Sep 19th, 2011 by Gary Kahn in What is Yoga?

Tammy,

I think I know why I go to your yoga class.

Your classes remind me of being in preschool.

We arrive with our own blankets, or in yoga terms, a mat. You greet us with a warm smile and some encouraging words.   We know that you will take care of us.

You then ask us to get down onto our mats for child’s pose.
Immediately my mind harkens back to the warm blankets I had in preschool when I was 4 years old.  I start to believe my mat is actually a magic carpet and that it will take me away into dream land.  In fact, you instruct us to do ujjayi breathing (some sort of back-of-the throat yoga breathing) and we are supposed to sound a little like Darth Vader.  Wow, I am supposed to be a character in Star Wars.

Actually I’m on an adult journey and I don’t know it.

You then ask us to put our bodies into various postures or poses; downward dog, upward dog, cobra, cat tilt, triangle pose, warrior I, etc.  You even come around to each one of us to make sure we are doing things right; in the parlance of yoga, you adjust us.

As we are moving our bodies, you tell us not to judge ourselves and that everybody is okay, exactly as they are.  We don’t need to look at our neighbors because everybody is different.  This is what we learned at the wee young age.

You gauge the class and see how well we are adapting to this new language; kind of like in preschool when we are being taught to tie shoes or beginning to read.  Little do we know that besides the opening up of our hip joints, you are opening up our minds to patience, to forgiveness, and to be in the present.  Of course you are teaching us lessons on how to be good people and succeed without us even knowing it.

As we go into pigeon pose you tell us that the feeling in our hips is good for us.  In the most sweetest of ways you tell us that this feeling is just an unused body part saying hello.  The more we visit again, the more friendly the feeling will be.  You whisper to us that if we practice every day, the pigeon will be a great friend and we will have lots of fun together.  Sounds like practice makes things easier to me, and even a lesson from Sun Tzu (keep your friends close and your enemies closer).  Also, if the pigeon is befriended, his/her kind may never make droppings on our heads.

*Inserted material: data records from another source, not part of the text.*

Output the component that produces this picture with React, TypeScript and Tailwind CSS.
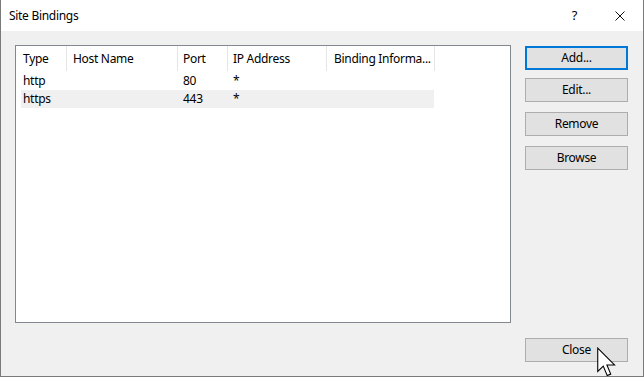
import React from 'react';

const font = {
  fontFamily: '"Segoe UI", "Noto Sans", "Liberation Sans", sans-serif',
  letterSpacing: '-0.3px',
};

const columns = [
  { label: 'Type', width: 'w-[51px]', pad: 'pl-[7px]' },
  { label: 'Host Name', width: 'w-[111px]', pad: 'pl-[6px]' },
  { label: 'Port', width: 'w-[50px]', pad: 'pl-[5px]' },
  { label: 'IP Address', width: 'w-[99px]', pad: 'pl-[5px]' },
  { label: 'Binding Informa...', width: 'w-[108px]', pad: 'pl-[7px]' },
];

const bindings = [
  { type: 'http', host: '', port: '80', ip: '*', info: '' },
  { type: 'https', host: '', port: '443', ip: '*', info: '' },
];

const Button: React.FC<{ label: string; primary?: boolean; className?: string }> = ({
  label,
  primary,
  className = '',
}) => (
  <button
    className={`w-[103px] h-[24px] bg-[#e1e1e1] text-[12px] text-black flex items-center justify-center ${
      primary ? 'border-2 border-[#0078d7]' : 'border border-[#adadad]'
    } ${className}`}
  >
    {label}
  </button>
);

export default function App() {
  return (
    <div style={font} className="relative w-[644px] h-[377px] border border-[#7a7a7a] border-t-0 bg-[#f0f0f0] flex flex-col overflow-hidden">
      {/* Title bar */}
      <div className="h-[31px] bg-white flex items-center shrink-0">
        <span className="ml-[8px] text-[12px] text-black">Site Bindings</span>
        <div className="ml-auto flex items-center">
          <span className="text-[13px] text-black mr-[38px]">?</span>
          <svg width="10" height="10" viewBox="0 0 10 10" className="mr-[18px]">
            <path d="M0.5 0.5 L9.5 9.5 M9.5 0.5 L0.5 9.5" stroke="#111" strokeWidth="1" fill="none" />
          </svg>
        </div>
      </div>

      {/* Body */}
      <div className="flex-1 flex flex-col pt-[14px] pb-[14px] pl-[14px] pr-[15px]">
        <div className="flex gap-[14px]">
          {/* List view */}
          <div className="w-[496px] h-[278px] border border-[#828790] bg-white">
            <div className="flex h-[25px]">
              {columns.map((c) => (
                <div
                  key={c.label}
                  className={`${c.width} ${c.pad} h-full flex items-center whitespace-nowrap text-[12px] text-black border-r border-[#e5e5e5]`}
                >
                  {c.label}
                </div>
              ))}
            </div>
            <div className="pl-[5px] pt-[1px]">
              {bindings.map((b, r) => (
                <div
                  key={b.type}
                  className={`flex h-[18px] w-[413px] items-center text-[12px] text-black ${
                    r === 1 ? 'bg-[#f0f0f0]' : ''
                  }`}
                >
                  <div className="w-[50px] pl-[2px]">{b.type}</div>
                  <div className="w-[110px] pl-[2px]">{b.host}</div>
                  <div className="w-[50px] pl-[2px]">{b.port}</div>
                  <div className="w-[100px] pl-[2px]">{b.ip}</div>
                  <div className="flex-1 pl-[2px]">{b.info}</div>
                </div>
              ))}
            </div>
          </div>

          {/* Buttons */}
          <div className="flex flex-col pt-[1px]">
            <Button label="Add..." primary />
            <Button label="Edit..." className="mt-[8px]" />
            <Button label="Remove" className="mt-[10px]" />
            <Button label="Browse" className="mt-[10px]" />
          </div>
        </div>

        <div className="mt-auto flex justify-end">
          <Button label="Close" />
        </div>
      </div>

      {/* Mouse pointer */}
      <svg
        width="19"
        height="30"
        viewBox="0 0 13 20"
        className="absolute left-[596px] top-[347px]"
      >
        <path
          d="M0.5 0.5 V16.5 L4.3 12.8 L7 19.3 L9.4 18.3 L6.8 12 H12 Z"
          fill="white"
          stroke="black"
          strokeWidth="0.75"
          strokeLinejoin="miter"
        />
      </svg>
    </div>
  );
}
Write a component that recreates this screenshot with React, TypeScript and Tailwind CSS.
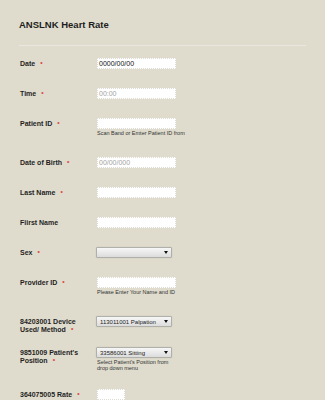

After we’ve extended and contorted the body and stimulated the cortex, it is time for shavasana.  You smoothly say we should take this time to float into space.  Sounds to me like lay down on our mats, I mean carpets, and go to sleep.  You even come around and massage each one of our little heads.  The only thing missing is the milk and cookies.

We then hear a bell signaling the end.  Our last remnants of innocence is ending. You say Namaste, release us into the big bad world and tell us we’re on our own for life’s real problems.